The bit about men being less impacted or women getting worn out is just the same tired slut shaming that all the sex puritans use. It would be cool if they came up with something new.
Hi guys, Is it fair game to refer back to a recent thread? A couple of you were talking about the Dune series the other day, and I’ve always wanted to ask this but have never found the right group.
I devoured the first Dune book, read the next couple, and wandered off eventually, so I don’t know where this sits on the timeline. But I seem to remember an episode wherein the sister (it’s been a while) has sex with a cloned revenant named Duncan Idaho, and somehow “pair-bonds” him to her as a virtual slave through sexy sex. When MRAs and such talk about “pair bonding,” is this what they mean? Some special mystical magickal Thing that binds a woman to her man? Does it only work on inexperienced partners? Is this The Glue? Can anyone work this spell?
Asking for a friend….
@Rabid Rabbit:
Sigh, yeah. It seems unfair that I still need to go to work, despite not existing.
I always thought that the chewing gum analogy was the worst.
If a person’s virginity is a stick of gum and they give it to their new spouse (ONLY after the magic words have been spoken by a clergy and duly witnessed, of course, plus the state and legal stuff), then they’re stuck chewing the same old wad of gum for the rest of their days.
Which sounds to me like either a reason to skip the sex thing altogether (because ABC gum is yucky even if it’s your own) or a PSA for polyamory rather than a good reason for chastity.
A piece of candy might work better: Your virginity is a piece of yummy candy and once you give it to someone, it’s gone. But then, it still fails for any number of reasons, but foremost to my mind: If I have a piece of yummy candy, I want to eat it myself!
Now I wish I could produce candy from my vagina.
My lovely abstinence-only class used “toothpaste spit” as the metaphor for a used female. Classy!
So glad to be more than one of Roosh’s signs of degeneracy.

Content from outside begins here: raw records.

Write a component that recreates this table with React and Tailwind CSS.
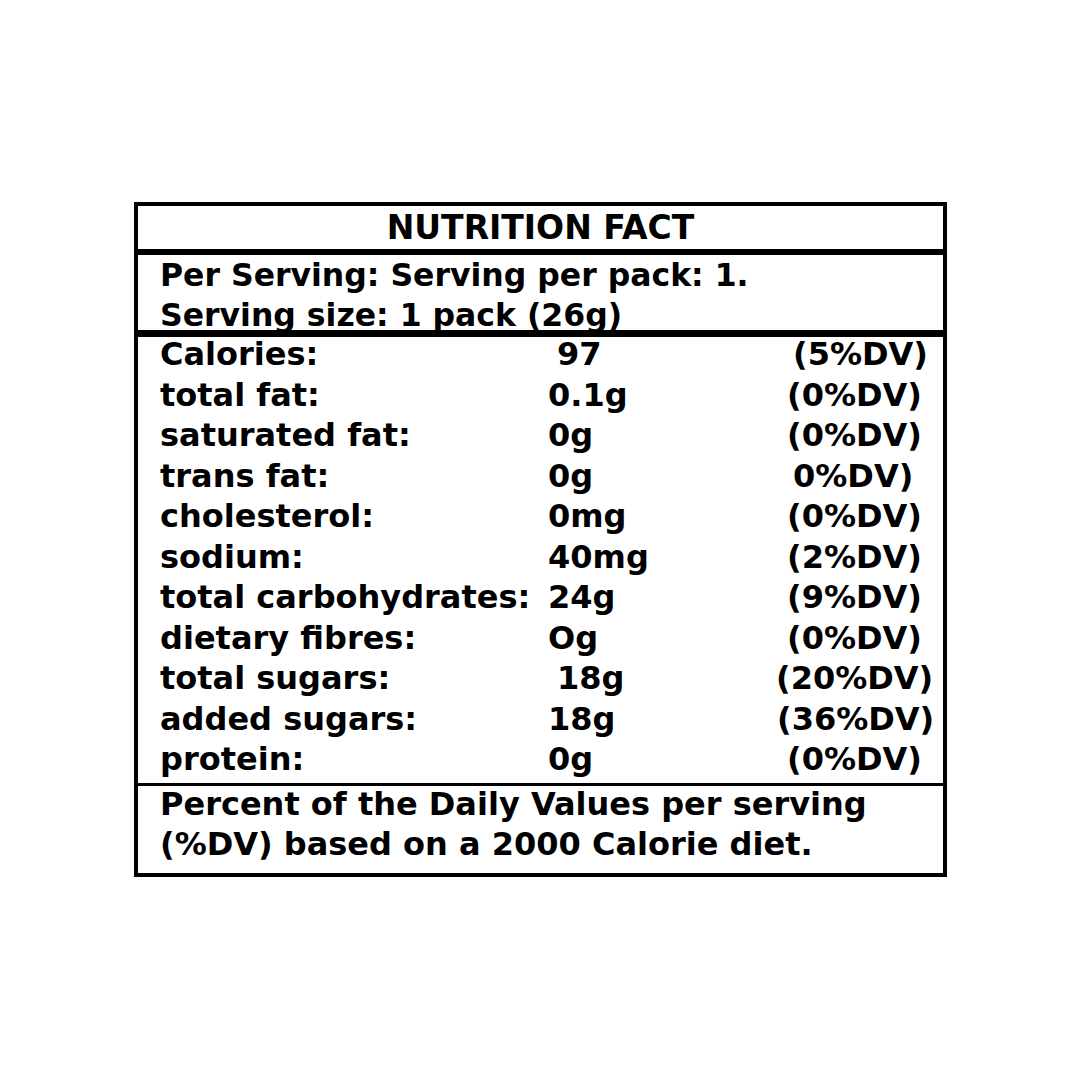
const rows = [
  { label: "Calories:", value: "97", dv: "(5%DV)", vPad: "pl-[9px]", dvPad: "pl-[17px]" },
  { label: "total fat:", value: "0.1g", dv: "(0%DV)", vPad: "pl-0", dvPad: "pl-[11px]" },
  { label: "saturated fat:", value: "0g", dv: "(0%DV)", vPad: "pl-0", dvPad: "pl-[11px]" },
  { label: "trans fat:", value: "0g", dv: "0%DV)", vPad: "pl-0", dvPad: "pl-[17px]" },
  { label: "cholesterol:", value: "0mg", dv: "(0%DV)", vPad: "pl-0", dvPad: "pl-[11px]" },
  { label: "sodium:", value: "40mg", dv: "(2%DV)", vPad: "pl-0", dvPad: "pl-[11px]" },
  { label: "total carbohydrates:", value: "24g", dv: "(9%DV)", vPad: "pl-0", dvPad: "pl-[11px]" },
  { label: "dietary fibres:", value: "Og", dv: "(0%DV)", vPad: "pl-0", dvPad: "pl-[11px]" },
  { label: "total sugars:", value: "18g", dv: "(20%DV)", vPad: "pl-[9px]", dvPad: "pl-0" },
  { label: "added sugars:", value: "18g", dv: "(36%DV)", vPad: "pl-0", dvPad: "pl-[1px]" },
  { label: "protein:", value: "0g", dv: "(0%DV)", vPad: "pl-0", dvPad: "pl-[11px]" },
];

export default function App() {
  return (
    <div
      className="w-[1080px] h-[1080px] bg-white pt-[202px] pl-[134px] text-black font-bold"
      style={{ fontFamily: '"DejaVu Sans", sans-serif' }}
    >
      <div className="w-[813px] border-4 border-black flex flex-col text-[32px]">
        <div className="h-[43px] border-b-[6px] border-black box-content flex items-center justify-center text-[33px] leading-none">
          NUTRITION FACT
        </div>
        <div className="h-[75px] border-b-[7px] border-black box-content pl-[22px] leading-[40px] text-[31.5px] overflow-hidden">
          <div>Per Serving: Serving per pack: 1.</div>
          <div>Serving size: 1 pack (26g)</div>
        </div>
        <div className="h-[446px] border-b-[3px] border-black box-content flex flex-col">
          {rows.map((r) => (
            <div key={r.label} className="h-[40.5px] flex items-start pt-[1px] pl-[22px] leading-none whitespace-nowrap">
              <div className="w-[388px] shrink-0">{r.label}</div>
              <div className={"w-[228px] shrink-0 " + r.vPad}>{r.value}</div>
              <div className={r.dvPad}>{r.dv}</div>
            </div>
          ))}
        </div>
        <div className="h-[87px] pl-[22px] leading-[40px]">
          <div className="-mt-[2px]">Percent of the Daily Values per serving</div>
          <div>(%DV) based on a 2000 Calorie diet.</div>
        </div>
      </div>
    </div>
  );
}
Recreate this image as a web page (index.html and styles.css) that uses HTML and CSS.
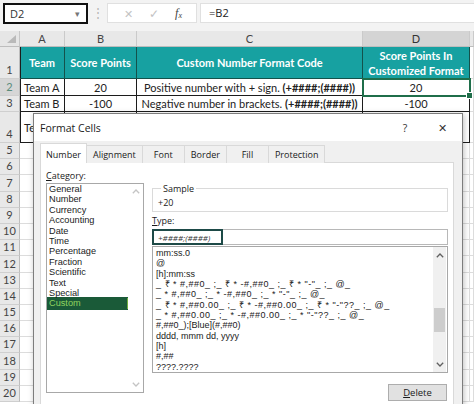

Also I haven’t had a chance to bake in my armor yet but I’ve definitely been channeling degeneracy rays to counter his Ultramasculine Bread Science cooking in a dress the past couple weeks.
Thank you for reminding me of that scene in Charles Stross’s Accelerando.
Thank you so very, very much.
One thing I’ve never understood about the claim that “elites” are trying to depopulate the world, is that if that’s the case, why is there so much pushback against reproductive rights?
@Karen
Sorry, it’s been so long since I read the Dune books. I just can’t remember.